Finn Iles Has Ridden A-Line "Well Over a Thousand Times" 1

Finn's estimation skills are as good as his scrubbing skills.

During the Fox Air DH at Crankworx yesterday, winner and birthday boy, Finn Iles, confidently told Micayla Gatto during a pre-race interview that he’s ridden the world-renowned A-Line trail well over 1,000 times. The jump-filled A-Line of Whistler Bike Park is so famous that people spend well over thousands of dollars to travel across the globe just to case its table tops. The trail even has a logo and branding with a complete merchandising effort so the aforementioned visitors can proudly prove they've survived the trail via A-Line stickers, hats and shirts.

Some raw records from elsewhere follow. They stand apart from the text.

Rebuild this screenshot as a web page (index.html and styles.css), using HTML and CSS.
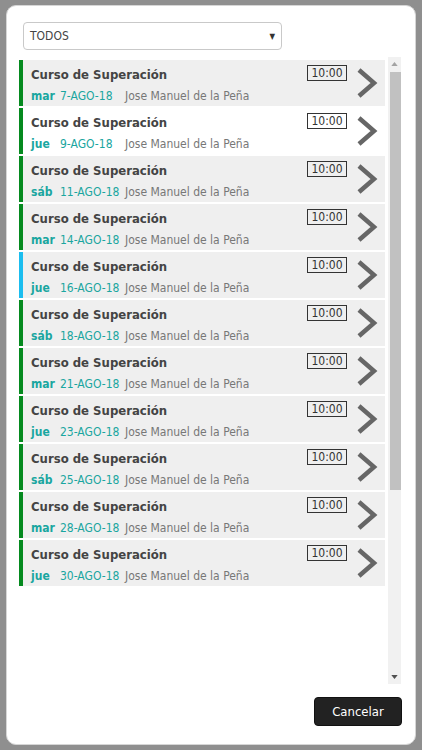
FILE: index.html
```html
<!DOCTYPE html>
<html lang="es">
<head>
<meta charset="utf-8">
<title>Cursos</title>
<link rel="stylesheet" href="styles.css">
</head>
<body>
<div class="dialog">
  <div class="select">
    <span class="select-text">TODOS</span>
    <span class="select-arrow">&#9660;</span>
  </div>
  <div class="list-wrap">
    <div class="list">
      <div class="row"><div class="info"><div class="title">Curso de Superación</div><div class="meta"><span class="day">mar</span><span class="date">7-AGO-18</span><span class="name">Jose Manuel de la Peña</span></div></div><span class="time">10:00</span><svg class="chev" viewBox="0 0 22 32"><path d="M3 3 L18 16 L3 29" /></svg></div>
      <div class="row white"><div class="info"><div class="title">Curso de Superación</div><div class="meta"><span class="day">jue</span><span class="date">9-AGO-18</span><span class="name">Jose Manuel de la Peña</span></div></div><span class="time">10:00</span><svg class="chev" viewBox="0 0 22 32"><path d="M3 3 L18 16 L3 29" /></svg></div>
      <div class="row"><div class="info"><div class="title">Curso de Superación</div><div class="meta"><span class="day">sáb</span><span class="date">11-AGO-18</span><span class="name">Jose Manuel de la Peña</span></div></div><span class="time">10:00</span><svg class="chev" viewBox="0 0 22 32"><path d="M3 3 L18 16 L3 29" /></svg></div>
      <div class="row"><div class="info"><div class="title">Curso de Superación</div><div class="meta"><span class="day">mar</span><span class="date">14-AGO-18</span><span class="name">Jose Manuel de la Peña</span></div></div><span class="time">10:00</span><svg class="chev" viewBox="0 0 22 32"><path d="M3 3 L18 16 L3 29" /></svg></div>
      <div class="row blue"><div class="info"><div class="title">Curso de Superación</div><div class="meta"><span class="day">jue</span><span class="date">16-AGO-18</span><span class="name">Jose Manuel de la Peña</span></div></div><span class="time">10:00</span><svg class="chev" viewBox="0 0 22 32"><path d="M3 3 L18 16 L3 29" /></svg></div>
      <div class="row"><div class="info"><div class="title">Curso de Superación</div><div class="meta"><span class="day">sáb</span><span class="date">18-AGO-18</span><span class="name">Jose Manuel de la Peña</span></div></div><span class="time">10:00</span><svg class="chev" viewBox="0 0 22 32"><path d="M3 3 L18 16 L3 29" /></svg></div>
      <div class="row"><div class="info"><div class="title">Curso de Superación</div><div class="meta"><span class="day">mar</span><span class="date">21-AGO-18</span><span class="name">Jose Manuel de la Peña</span></div></div><span class="time">10:00</span><svg class="chev" viewBox="0 0 22 32"><path d="M3 3 L18 16 L3 29" /></svg></div>
      <div class="row"><div class="info"><div class="title">Curso de Superación</div><div class="meta"><span class="day">jue</span><span class="date">23-AGO-18</span><span class="name">Jose Manuel de la Peña</span></div></div><span class="time">10:00</span><svg class="chev" viewBox="0 0 22 32"><path d="M3 3 L18 16 L3 29" /></svg></div>
      <div class="row"><div class="info"><div class="title">Curso de Superación</div><div class="meta"><span class="day">sáb</span><span class="date">25-AGO-18</span><span class="name">Jose Manuel de la Peña</span></div></div><span class="time">10:00</span><svg class="chev" viewBox="0 0 22 32"><path d="M3 3 L18 16 L3 29" /></svg></div>
      <div class="row"><div class="info"><div class="title">Curso de Superación</div><div class="meta"><span class="day">mar</span><span class="date">28-AGO-18</span><span class="name">Jose Manuel de la Peña</span></div></div><span class="time">10:00</span><svg class="chev" viewBox="0 0 22 32"><path d="M3 3 L18 16 L3 29" /></svg></div>
      <div class="row"><div class="info"><div class="title">Curso de Superación</div><div class="meta"><span class="day">jue</span><span class="date">30-AGO-18</span><span class="name">Jose Manuel de la Peña</span></div></div><span class="time">10:00</span><svg class="chev" viewBox="0 0 22 32"><path d="M3 3 L18 16 L3 29" /></svg></div>
    </div>
    <div class="scrollbar">
      <div class="sb-btn"><svg viewBox="0 0 8 5"><path d="M0 5 L4 0 L8 5 Z" /></svg></div>
      <div class="sb-track"><div class="sb-thumb"></div></div>
      <div class="sb-btn"><svg viewBox="0 0 8 5"><path d="M0 0 L8 0 L4 5 Z" /></svg></div>
    </div>
  </div>
  <div class="footer">
    <button class="btn-cancel">Cancelar</button>
  </div>
</div>
</body>
</html>
```
FILE: styles.css
```css
html, body {
  margin: 0;
  padding: 0;
}
body {
  background: #8f8f8f;
  width: 422px;
  height: 750px;
  overflow: hidden;
  font-family: "DejaVu Sans Condensed", "DejaVu Sans", sans-serif;
}
.dialog {
  box-sizing: border-box;
  margin: 5px 6px 0 6px;
  width: 410px;
  height: 740px;
  background: #ffffff;
  border: 1px solid #d6d6d6;
  border-radius: 10px;
  display: flex;
  flex-direction: column;
  padding: 16px 13px 0 12px;
}
.select {
  box-sizing: border-box;
  margin-left: 4px;
  width: 259px;
  height: 28px;
  border: 1px solid #c9c9c9;
  border-radius: 4px;
  display: flex;
  align-items: center;
  justify-content: space-between;
  padding: 0 6px 0 6px;
  color: #444;
  font-size: 12px;
}
.select-arrow {
  font-size: 8px;
  color: #333;
}
.list-wrap {
  display: flex;
  margin-top: 7px;
  height: 627px;
  gap: 3px;
}
.list {
  width: 366px;
  padding-top: 3px;
  display: flex;
  flex-direction: column;
  gap: 2px;
}
.row {
  box-sizing: border-box;
  height: 46px;
  background: #efefef;
  border-left: 4px solid #058a1f;
  display: flex;
  align-items: flex-start;
  padding-left: 8px;
}
.row.white {
  background: #ffffff;
}
.row.blue {
  border-left-color: #1bbdef;
}
.info {
  flex: 1;
  padding-top: 7px;
}
.title {
  font-weight: bold;
  font-size: 13px;
  color: #444;
  line-height: 16px;
}
.meta {
  font-size: 12px;
  line-height: 16px;
  margin-top: 5px;
  display: flex;
  white-space: nowrap;
}
.day {
  width: 29px;
  font-weight: bold;
  color: #1aa6a0;
}
.date {
  width: 65px;
  color: #1aa6a0;
}
.name {
  color: #777;
}
.time {
  box-sizing: border-box;
  margin-top: 5px;
  border: 1px solid #333;
  font-size: 12px;
  line-height: 14px;
  padding: 0 2px;
  color: #333;
  width: 40px;
  text-align: center;
}
.chev {
  width: 22px;
  height: 32px;
  margin: 7px 7px 0 9px;
  fill: none;
  stroke: #666;
  stroke-width: 4.5;
}
.scrollbar {
  width: 13px;
  background: #f1f1f1;
  display: flex;
  flex-direction: column;
}
.sb-btn {
  height: 14px;
  display: flex;
  align-items: center;
  justify-content: center;
}
.sb-btn svg {
  width: 7px;
  height: 4px;
  fill: #505050;
}
.sb-btn:first-child svg {
  fill: #a3a3a3;
}
.sb-track {
  flex: 1;
  display: flex;
  flex-direction: column;
}
.sb-thumb {
  margin: 1px 0 0 2px;
  height: 418px;
  background: #c1c1c1;
}
.footer {
  display: flex;
  justify-content: flex-end;
  margin-top: 13px;
}
.btn-cancel {
  width: 88px;
  height: 29px;
  background: #222222;
  color: #ffffff;
  border: 1px solid #111;
  border-radius: 4px;
  font-family: "DejaVu Sans Condensed", "DejaVu Sans", sans-serif;
  font-size: 13px;
  padding: 0;
}
```
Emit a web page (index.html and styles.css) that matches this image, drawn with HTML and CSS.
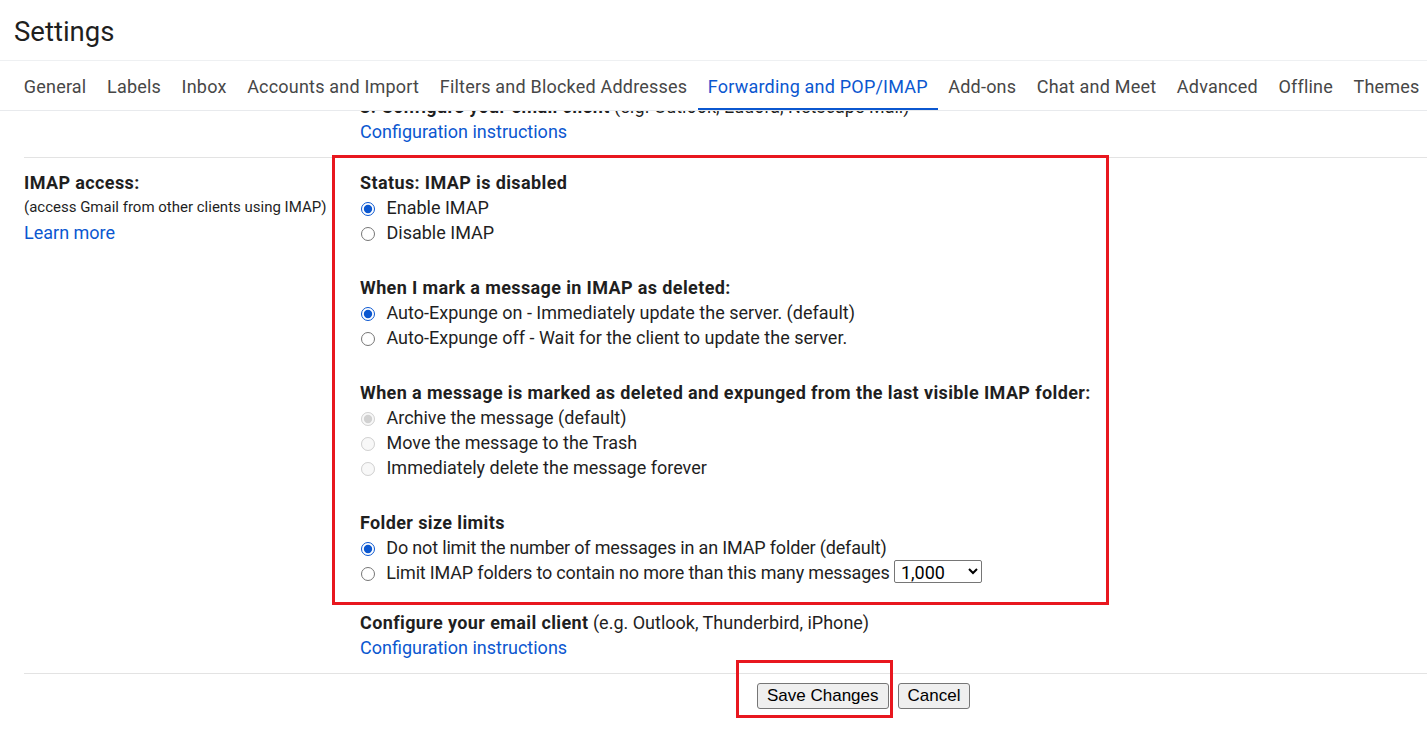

Everyone knows this social media generation is prone to exaggeration with plenty of “BEST (insert anything) EVER” Instagram posts or the use of way too many exclamation marks (which I'm totally guilty of despite Ferrentino’s complete disdain for the sentence-ending punctuation that has basically replaced the period in everyday communication!!!).

 

While still reveling (along with commentator, Cam McCaul) from Finn’s final scrub before he crossed the finish line with the fastest time, I had to see if Finn’s estimation skills were as solid as his bike-handling skills. To quote The Simpsons, I’m no “scientition,” but let’s try anyway. You formally trained nerds should go deeper in the comments.

Finn Iles, 19 as of yesterday, celebrating in typical Whistler fashion at the Longhorn tonight, has been riding Whistler since he was 7 years old and he claims riding A-Line back in that first year of hitting up the park. 12 years of riding A-Line for a Whistler local - can that equal 1,000 laps?

The 2018 Whistler season (May 18th through October 8th) means the bike park is open for 143 days. If we go conservative and say that the bike park has been open for 100 days per year over the last 12 years (it’s way too much work to research every season’s days-open numbers), that offers up 1200 days of potential bike park lapping.

The 1000-lap claim.

Clearly, Finn hasn’t ridden every single open day at the bike park for the last 12 years, so let’s say Finn rode an average of 50 days per year at the park. 50 x 12 is 600 days of riding, so if he rode A-Line 2 times per visit, he’d be at 1,200 laps. This is a plausible number of laps for the young Bieber-esque pinner to have pounded out. If we cut the average number of riding days to 25 per year, he’d have ridden the park 300 times over 12 years. A 3.34-lap average per visit would yield that magic 1,000 figure. Also very plausible and probably on the shy side of things.

5 years ago, Finn was doing plenty of laps.

The conclusion? Finn Iles is pretty f’ing good at estimating how many times he’s ridden A-Line and we're glad to see he's more than just a pretty face riding fast on a bike. The real conclusion? Finn scrubbing A-Line jumps at race pace is more exciting than any of these statistics. I also like his idea of a Big-Brother-inspired-electronic-A-Line-lap-monitoring system installed on the mountain. What with modern sponsorship and all, we have no doubt this feature will show up, covered in beer or handbag branding sometime soon.